I try to not attach a deep spiritual meaning to every simple life experience I encounter, but a two-hour wait in Orlando heat for a two-minute Disney ride screams for spiritual understanding.
Earthly experiences can be useful tools to dig for spiritual depth.
I was all in at this point. I wiped a chocolate smudge off my upper lip from a Mickey Mouse ice cream as I rehearsed the chant prompted by Mickey and his princess friends in my head: “Dreams come true, dreams come true.”
I knew the rides would be every bit of fun I hoped for, but I was also acutely aware of the seemingly endless wait in the oppressive heat with…so…many…people.
I sensed the exasperation in my kids’ expressions and remembered my first encounter with Disney lines as a kid being a little concerning. My young mind bounced a deep question around that I hoped to once and for all answer for my kids:
Is this what Heaven will be like?
A promise of eternal dreams coming true.
Finally stepping within reach of God, seeing Him and hearing how awesome He is from others, but for some reason you haven’t been able to capture His attention, lock eyes with Him, or be held by Him.
There are just too many people who love Him, want to talk to Him, and hold His attention. When will it be my turn?
How can God have a personal relationship with every single one of us?
Does He want a personal relationship with me?
As the temperature increased and hundreds of feet shuffled like herds of cattle, I asked God to refresh my soul with a perspective adjustment.
He faithfully responded.
My shoulders relaxed. I squeezed my little girl’s hand once more, not to pull her along but to tell her I love her.
I knew my refreshed attitude resulted from much-needed wisdom from God because of the peaceful way I continued to wait.
But the wisdom that comes from heaven is first of all pure; then peace-loving, considerate, submissive, full of mercy and good fruit, impartial and sincere.
I realized I was not waiting to experience God some day.
He is my life now.
Lord, you alone are my portion and my cup; you make my lot secure. The boundary lines have fallen for me in pleasant places; surely I have a delightful inheritance.
God is my portion, my cup.
My cup is not a promise yet to be filled. It is spiritually overflowing even while I physically wait.
So what kind of blessings can be found in waiting?
What does my overflowing cup look like right now?
My sweet family reminded me of how personal God is, how detailed and creative He is. One glance at my cup and I see God’s provision and faithfulness, and I know God is with me.
The temporary adrenaline rush this world offers does not compare to the abundant blessings God lavishes on us as believers.
He knows our deepest needs. He made our relationship with Him personal the moment Jesus stepped on this earth, and He wants to lock eyes with us and hold us near.

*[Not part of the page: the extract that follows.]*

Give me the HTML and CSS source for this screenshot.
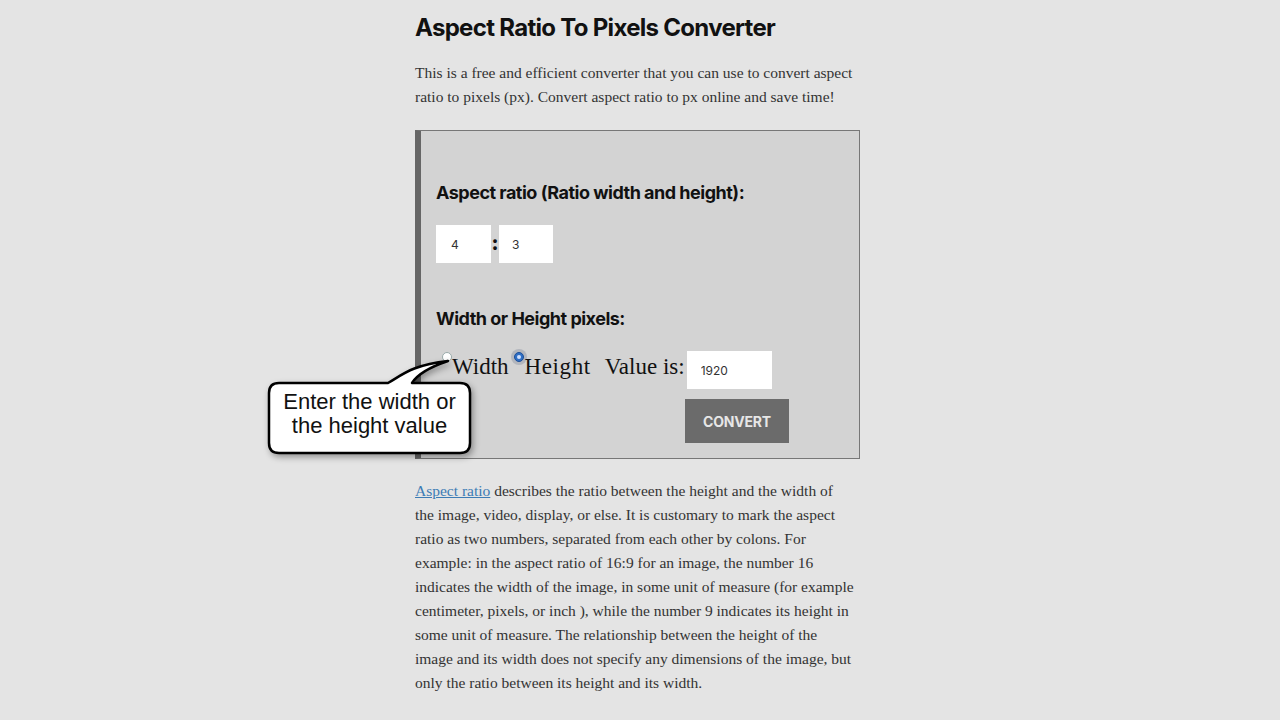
FILE: index.html
```html
<!DOCTYPE html>
<html lang="en">
<head>
<meta charset="utf-8">
<title>Aspect Ratio To Pixels Converter</title>
<link rel="stylesheet" href="styles.css">
</head>
<body>
<main class="page">
  <h1 class="title">Aspect Ratio To Pixels Converter</h1>
  <p class="intro">This is a free and efficient converter that you can use to convert aspect ratio to pixels (px). Convert aspect ratio to px online and save time!</p>

  <section class="converter">
    <h2 class="label">Aspect ratio (Ratio width and height):</h2>
    <div class="ratio-row">
      <input class="box box-a" type="text" value="4">
      <span class="colon">:</span>
      <input class="box box-b" type="text" value="3">
    </div>

    <h2 class="label label-2">Width or Height pixels:</h2>
    <div class="choice-row">
      <span class="radio"></span><span class="opt">Width</span>
      <span class="radio radio-on"><span class="dot"></span></span><span class="opt opt-height">Height</span>
      <span class="opt opt-value">Value is:</span>
      <input class="box box-val" type="text" value="1920">
    </div>
    <div class="btn-row">
      <button class="convert" type="button">CONVERT</button>
    </div>

    <div class="callout">
      <svg class="bubble" width="224" height="112" viewBox="0 0 224 112">
        <path d="M17 28 L126 28 C140 20 150 10 186 6 C168 12 155 20 150 28 L198 28 Q208 28 208 38 L208 88 Q208 98 198 98 L17 98 Q7 98 7 88 L7 38 Q7 28 17 28 Z" fill="#ffffff" stroke="#000000" stroke-width="2.5" stroke-linejoin="round"/>
      </svg>
      <div class="callout-text">Enter the width or<br>the height value</div>
    </div>
  </section>

  <p class="body-text"><a href="#" class="link">Aspect ratio</a> describes the ratio between the height and the width of the image, video, display, or else. It is customary to mark the aspect ratio as two numbers, separated from each other by colons. For example: in the aspect ratio of 16:9 for an image, the number 16 indicates the width of the image, in some unit of measure (for example centimeter, pixels, or inch ), while the number 9 indicates its height in some unit of measure. The relationship between the height of the image and its width does not specify any dimensions of the image, but only the ratio between its height and its width.</p>
</main>
</body>
</html>
```

FILE: styles.css
```css
html, body {
  margin: 0;
  padding: 0;
  background: #e4e4e4;
}

.page {
  width: 445px;
  margin-left: 415px;
  padding-top: 12px;
}

.title {
  font-family: Inter, "Liberation Sans", sans-serif;
  font-weight: 700;
  font-size: 24px;
  letter-spacing: -0.7px;
  line-height: 32px;
  color: #111;
  margin: 0 0 17px 0;
}

.intro, .body-text {
  font-family: "Liberation Serif", serif;
  font-size: 15.5px;
  line-height: 24px;
  color: #333;
  margin: 0;
}

.converter {
  position: relative;
  margin-top: 21px;
  box-sizing: border-box;
  height: 329px;
  background: #d3d3d3;
  border: 1px solid #777;
  border-left: 6px solid #666;
  padding: 50px 16px 0 15px;
}

.label {
  font-family: Inter, "Liberation Sans", sans-serif;
  font-weight: 700;
  font-size: 18px;
  letter-spacing: -0.5px;
  line-height: 24px;
  color: #111;
  margin: 0;
}

.label-2 {
  margin-top: 44px;
}

.ratio-row {
  display: flex;
  align-items: center;
  margin-top: 20px;
}

.box {
  box-sizing: border-box;
  height: 38px;
  border: none;
  background: #ffffff;
  font-family: Inter, "Liberation Sans", sans-serif;
  font-size: 12px;
  color: #333;
  padding: 0 0 0 14px;
  outline: none;
}

.box-a { width: 55px; padding-left: 15px; }
.box-b { width: 54px; padding-left: 13px; }
.box-val { width: 85px; padding-left: 14px; margin-left: 2px; }

.colon {
  font-family: Inter, "Liberation Sans", sans-serif;
  font-weight: 800;
  font-size: 20px;
  color: #111;
  width: 8px;
  text-align: center;
  margin-top: -3px;
}

.choice-row {
  display: flex;
  align-items: center;
  margin-top: 20px;
  margin-left: 6px;
}

.radio {
  box-sizing: border-box;
  width: 10px;
  height: 10px;
  border-radius: 50%;
  background: #fff;
  border: 1px solid #9aa;
  align-self: flex-start;
  margin-top: 1px;
  display: flex;
  align-items: center;
  justify-content: center;
}

.radio-on {
  background: #2f6fc4;
  border: 1px solid #1d4f99;
  box-shadow: 0 0 0 3px rgba(120, 130, 150, 0.35);
  margin-left: 5px;
}

.dot {
  width: 4px;
  height: 4px;
  border-radius: 50%;
  background: #cfe0ff;
}

.opt {
  font-family: "Liberation Serif", serif;
  font-size: 23px;
  color: #111;
  padding-bottom: 6px;
}

.opt-height {
  margin-left: 1px;
  letter-spacing: 0.6px;
}

.opt-value {
  margin-left: 14px;
}

.btn-row {
  display: flex;
  margin-top: 10px;
  padding-left: 249px;
}

.convert {
  width: 104px;
  height: 44px;
  background: #6b6b6b;
  border: none;
  color: #e6e6e6;
  font-family: Inter, "Liberation Sans", sans-serif;
  font-weight: 700;
  font-size: 14px;
  letter-spacing: -0.2px;
}

.callout {
  position: absolute;
  left: -159px;
  top: 224px;
  width: 224px;
  height: 112px;
}

.bubble {
  display: block;
  filter: drop-shadow(2px 3px 3px rgba(0, 0, 0, 0.35));
}

.callout-text {
  position: absolute;
  left: 7px;
  top: 35px;
  width: 201px;
  text-align: center;
  font-family: "Liberation Sans", Arial, sans-serif;
  font-size: 22px;
  line-height: 24px;
  color: #111;
}

.body-text {
  margin-top: 20px;
  width: 440px;
}

.link {
  color: #3d7cb5;
  text-decoration: underline;
}
```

I don’t want to one day experience God.
I want Him to live through me now.
I want to see clearly the blessings He pours into my cup, so I can spend my days investing into the delightful inheritance God intended for me to enjoy for eternity and today.
Now as I lock eyes with my kids and hold them tight, I thank God for how He loves me in such a personal way.
I choose to plug-in where God places me as we await His return and thank Him for trusting me with such a delightful inheritance.
What blessings overflowing from your cup can you thank God for today?